Directions
Find how many lines hold the word "this". Give only the number.

--- Given data ---

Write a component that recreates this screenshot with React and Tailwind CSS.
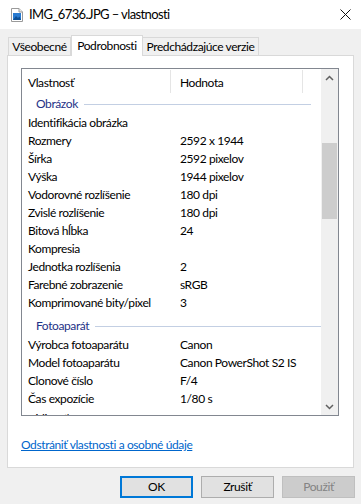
const font = { fontFamily: '"Segoe UI", Lato, "Liberation Sans", sans-serif' };

const imageRows = [
    ['Identifikácia obrázka', ''],
    ['Rozmery', '2592 x 1944'],
    ['Šírka', '2592 pixelov'],
    ['Výška', '1944 pixelov'],
    ['Vodorovné rozlíšenie', '180 dpi'],
    ['Zvislé rozlíšenie', '180 dpi'],
    ['Bitová hĺbka', '24'],
    ['Kompresia', ''],
    ['Jednotka rozlíšenia', '2'],
    ['Farebné zobrazenie', 'sRGB'],
    ['Komprimované bity/pixel', '3'],
];

const cameraRows = [
    ['Výrobca fotoaparátu', 'Canon'],
    ['Model fotoaparátu', 'Canon PowerShot S2 IS'],
    ['Clonové číslo', 'F/4'],
    ['Čas expozície', '1/80 s'],
];

function FileIcon() {
    return (
        <svg width="12" height="14" viewBox="0 0 12 14">
            <path d="M0.5 0.5 H8 L11.5 4 V13.5 H0.5 Z" fill="#fff" stroke="#9a9a9a" />
            <path d="M8 0.5 V4 H11.5" fill="#e8e8e8" stroke="#9a9a9a" />
            <rect x="2" y="5" width="8" height="7" fill="#2a7bd0" />
            <path d="M2 12 L5 8 L7 10 L8.5 8.5 L10 12 Z" fill="#0d4f94" />
        </svg>
    );
}

function Row({ name, value, className }) {
    return (
        <div className={`flex h-[18px] items-center text-[12px] tracking-[-0.4px] text-black ${className || ''}`}>
            <div className="w-[149px] pl-[6px] whitespace-nowrap">{name}</div>
            <div className="pl-[9px] whitespace-nowrap">{value}</div>
        </div>
    );
}

function Group({ label, className }) {
    return (
        <div className={`flex h-[20px] items-center pl-[14px] ${className || ''}`}>
            <span className="text-[12px] tracking-[-0.4px] text-[#1e3287] pr-[6px]">{label}</span>
            <div className="w-[227px] h-px bg-[#c3cfe3]" />
        </div>
    );
}

export default function App() {
    return (
        <div className="w-[361px] h-[504px] bg-[#f0f0f0] flex flex-col overflow-hidden" style={font}>
            <div className="h-[29px] bg-white flex items-center pl-[11px] pr-[10px]">
                <FileIcon />
                <span className="ml-[6px] text-[13px] tracking-[-0.6px] text-black">IMG_6736.JPG – vlastnosti</span>
                <svg className="ml-auto" width="11" height="11" viewBox="0 0 11 11">
                    <path d="M0.5 0.5 L10.5 10.5 M10.5 0.5 L0.5 10.5" stroke="#111" strokeWidth="1" />
                </svg>
            </div>

            <div className="flex items-end h-[20px] mt-[6px] pl-[8px] text-[12px] tracking-[-0.4px] text-black whitespace-nowrap">
                <div className="h-[18px] w-[63px] flex items-center justify-center border border-b-0 border-[#d9d9d9] bg-[#f0f0f0]">
                    Všeobecné
                </div>
                <div className="h-[21px] w-[72px] -mb-px relative z-10 flex items-center justify-center border border-b-0 border-[#d9d9d9] bg-white">
                    Podrobnosti
                </div>
                <div className="h-[18px] w-[116px] flex items-center justify-center border border-b-0 border-l-0 border-[#d9d9d9] bg-[#f0f0f0]">
                    Predchádzajúce verzie
                </div>
            </div>

            <div className="mx-[7px] w-[347px] h-[413px] border border-[#d9d9d9] bg-white pl-[13px] pt-[12px]">
                <div className="w-[318px] h-[348px] border border-[#828790] flex overflow-hidden">
                    <div className="flex-1 overflow-hidden">
                        <div className="flex h-[25px] text-[12px] tracking-[-0.4px] text-black">
                            <div className="w-[149px] pl-[6px] flex items-center pt-[3px] border-r border-[#e5e5e5] my-[1px]">Vlastnosť</div>
                            <div className="w-[132px] pl-[9px] flex items-center pt-[3px] border-r border-[#e5e5e5] my-[1px]">Hodnota</div>
                        </div>
                        <Group label="Obrázok" />
                        {imageRows.map(([n, v]) => <Row key={n} name={n} value={v} />)}
                        <Group label="Fotoaparát" className="mt-[4px]" />
                        {cameraRows.map(([n, v]) => <Row key={n} name={n} value={v} />)}
                        <Row name="Citlivosť ISO" value="ISO-100" className="mt-[2px]" />
                    </div>
                    <div className="w-[17px] bg-[#f0f0f0] flex flex-col">
                        <div className="h-[17px] flex items-center justify-center">
                            <svg width="9" height="6" viewBox="0 0 9 6">
                                <path d="M1 5 L4.5 1.5 L8 5" fill="none" stroke="#606060" strokeWidth="1.5" />
                            </svg>
                        </div>
                        <div className="mt-[57px] h-[76px] mx-[1px] bg-[#cdcdcd]" />
                        <div className="flex-1" />
                        <div className="h-[17px] flex items-center justify-center">
                            <svg width="9" height="6" viewBox="0 0 9 6">
                                <path d="M1 1 L4.5 4.5 L8 1" fill="none" stroke="#606060" strokeWidth="1.5" />
                            </svg>
                        </div>
                    </div>
                </div>
                <div className="mt-[22px] leading-[14px] text-[12px] tracking-[-0.4px]">
                    <span className="text-[#0066cc] underline">Odstrániť vlastnosti a osobné údaje</span>
                </div>
            </div>

            <div className="flex justify-end gap-[8px] pr-[6px] mt-[8px] text-[12px] tracking-[-0.4px]">
                <button className="w-[73px] h-[22px] bg-[#e1e1e1] border-2 border-[#0078d7] text-black">OK</button>
                <button className="w-[73px] h-[22px] bg-[#e1e1e1] border border-[#adadad] text-black">Zrušiť</button>
                <button className="w-[73px] h-[22px] bg-[#cccccc] border border-[#bfbfbf] text-[#838383]">Použiť</button>
            </div>
        </div>
    );
}
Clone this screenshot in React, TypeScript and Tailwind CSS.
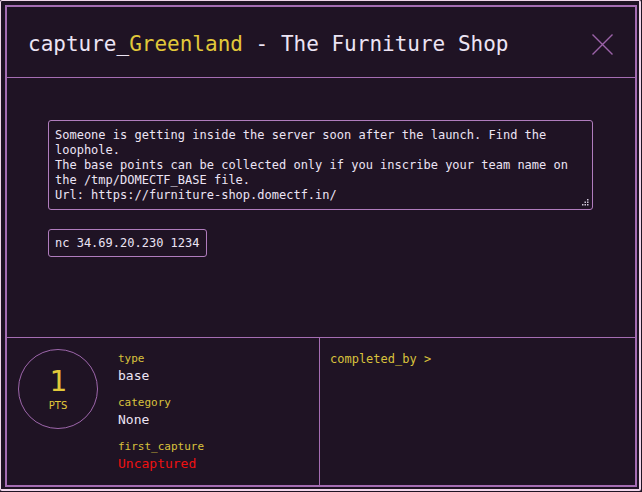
const mono = { fontFamily: '"DejaVu Sans Mono", "Liberation Mono", monospace' };

function Field({ label, value, valueClass }: { label: string; value: string; valueClass: string }) {
  return (
    <div className="flex flex-col">
      <span className="text-[11px] leading-[14px] text-[#d9c23c]">{label}</span>
      <span className={`text-[13px] leading-[20px] ${valueClass}`}>{value}</span>
    </div>
  );
}

export default function App() {
  return (
    <div className="w-[642px] h-[492px] bg-[#1f1324] overflow-hidden" style={mono}>
      <div className="w-[641px] h-[491px] border-l border-t border-r-2 border-b-2 border-[#f0d6ea] rounded-[2px] pl-[4px] pt-[4px] pr-[2px] pb-[2px]">
        <div className="w-[632px] h-[482px] border-2 border-[#a56db3] flex flex-col">
          {/* Header */}
          <div className="h-[71px] shrink-0 border-b border-[#a56db3] flex items-center justify-between pl-[21px] pr-[22px] pt-[4px]">
            <h1 className="text-[21px] leading-none text-[#ece4f4] whitespace-nowrap">
              capture_<span className="text-[#e2c93a]">Greenland</span> - The Furniture Shop
            </h1>
            <svg width="21" height="21" viewBox="0 0 21 21" className="text-[#9b62a8]">
              <path d="M0.5 0.5 L20.5 20.5 M20.5 0.5 L0.5 20.5" stroke="currentColor" strokeWidth="1.4" fill="none" />
            </svg>
          </div>

          {/* Body */}
          <div className="h-[260px] shrink-0 border-b border-[#a56db3] pl-[41px] pr-[42px] pt-[42px]">
            <div className="relative h-[90px] border border-[#b07cbd] rounded-[3px] px-[6px] pt-[7px] text-[12px] leading-[15px] text-[#ece4f4]">
              <p>Someone is getting inside the server soon after the launch. Find the loophole.</p>
              <p>The base points can be collected only if you inscribe your team name on the /tmp/DOMECTF_BASE file.</p>
              <p>Url: https://furniture-shop.domectf.in/</p>
              <svg className="absolute right-[3px] bottom-[3px]" width="7" height="7" viewBox="0 0 7 7" fill="#cfc6d8">
                <rect x="5" y="0" width="1.5" height="1.5" />
                <rect x="2.5" y="2.5" width="1.5" height="1.5" />
                <rect x="5" y="2.5" width="1.5" height="1.5" />
                <rect x="0" y="5" width="1.5" height="1.5" />
                <rect x="2.5" y="5" width="1.5" height="1.5" />
                <rect x="5" y="5" width="1.5" height="1.5" />
              </svg>
            </div>
            <div className="mt-[19px] inline-flex items-center h-[28px] border border-[#b07cbd] rounded-[3px] px-[6px] text-[12px] text-[#ece4f4]">
              nc 34.69.20.230 1234
            </div>
          </div>

          {/* Footer */}
          <div className="flex-1 flex">
            <div className="w-[313px] shrink-0 border-r border-[#a56db3] flex pl-[11px] pt-[11px]">
              <div className="w-[80px] h-[80px] rounded-full border border-[#9d66ab] flex flex-col items-center justify-center shrink-0">
                <span className="text-[29px] leading-[30px] text-[#e2c93a]">1</span>
                <span className="text-[10px] leading-[12px] text-[#e2c93a] mt-[4px]" style={{ fontFamily: '"DejaVu Sans", sans-serif' }}>PTS</span>
              </div>
              <div className="ml-[20px] pt-[3px] flex flex-col gap-[10px]">
                <Field label="type" value="base" valueClass="text-[#ece4f4]" />
                <Field label="category" value="None" valueClass="text-[#ece4f4]" />
                <Field label="first_capture" value="Uncaptured" valueClass="text-[#ee1111]" />
              </div>
            </div>
            <div className="flex-1 pl-[10px] pt-[8px]">
              <span className="text-[12px] leading-[15px] text-[#d9c23c]">completed_by &gt;</span>
            </div>
          </div>
        </div>
      </div>
    </div>
  );
}
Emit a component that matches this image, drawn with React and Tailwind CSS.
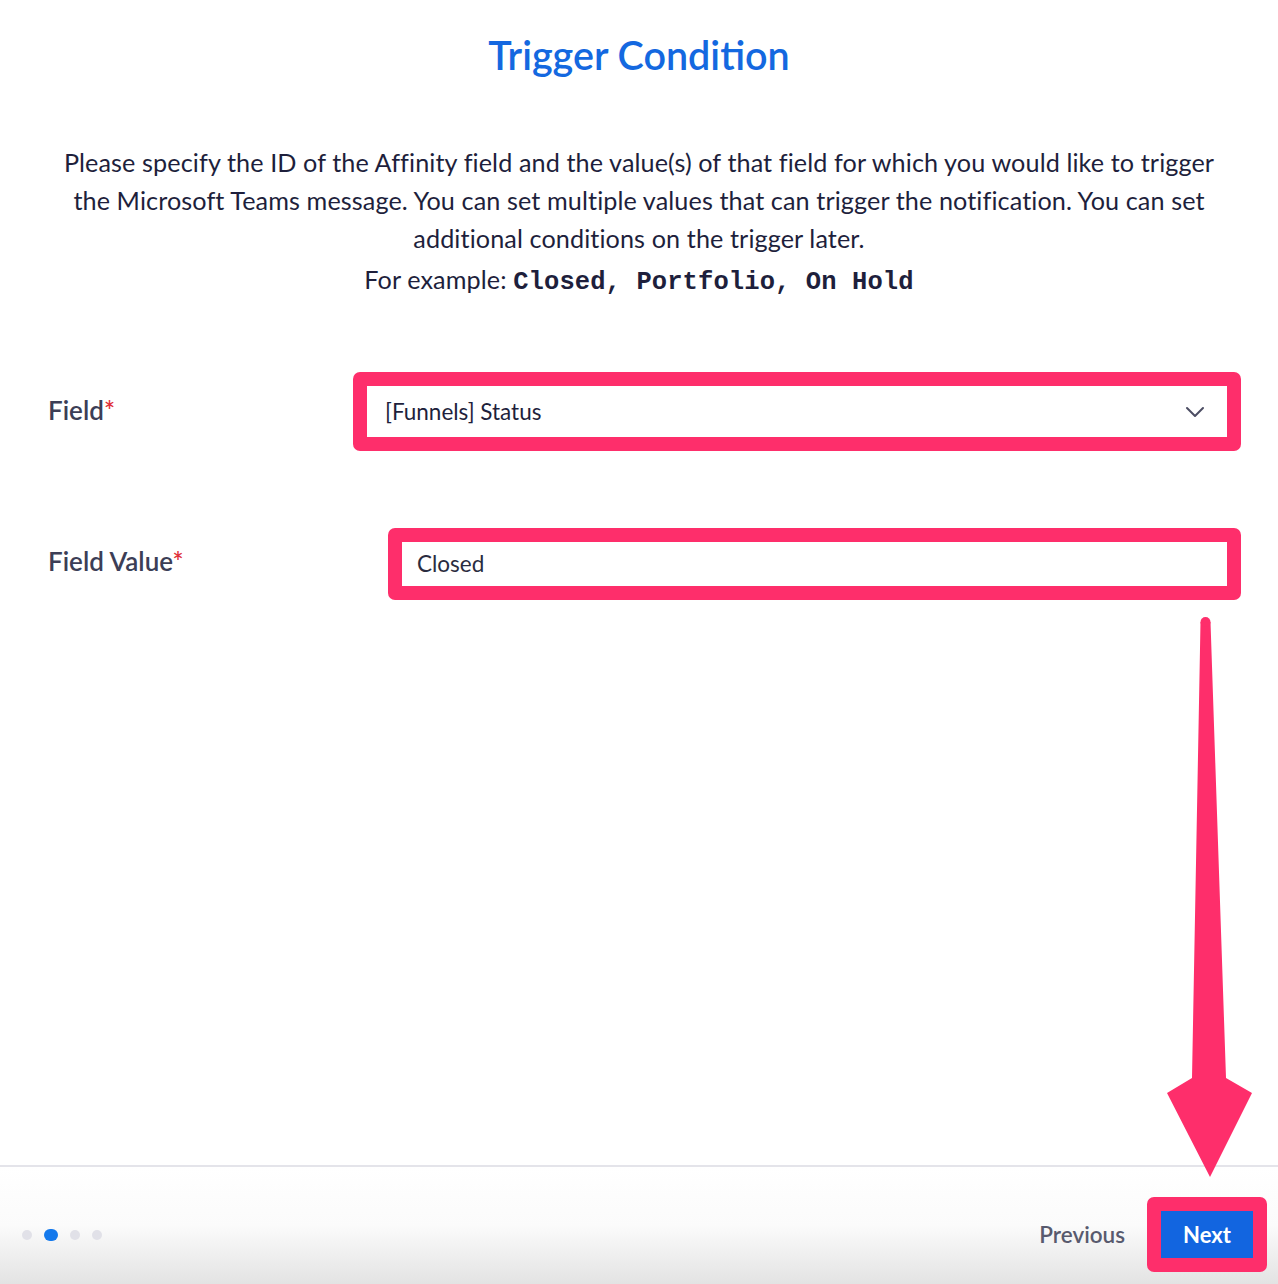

---

Written response
3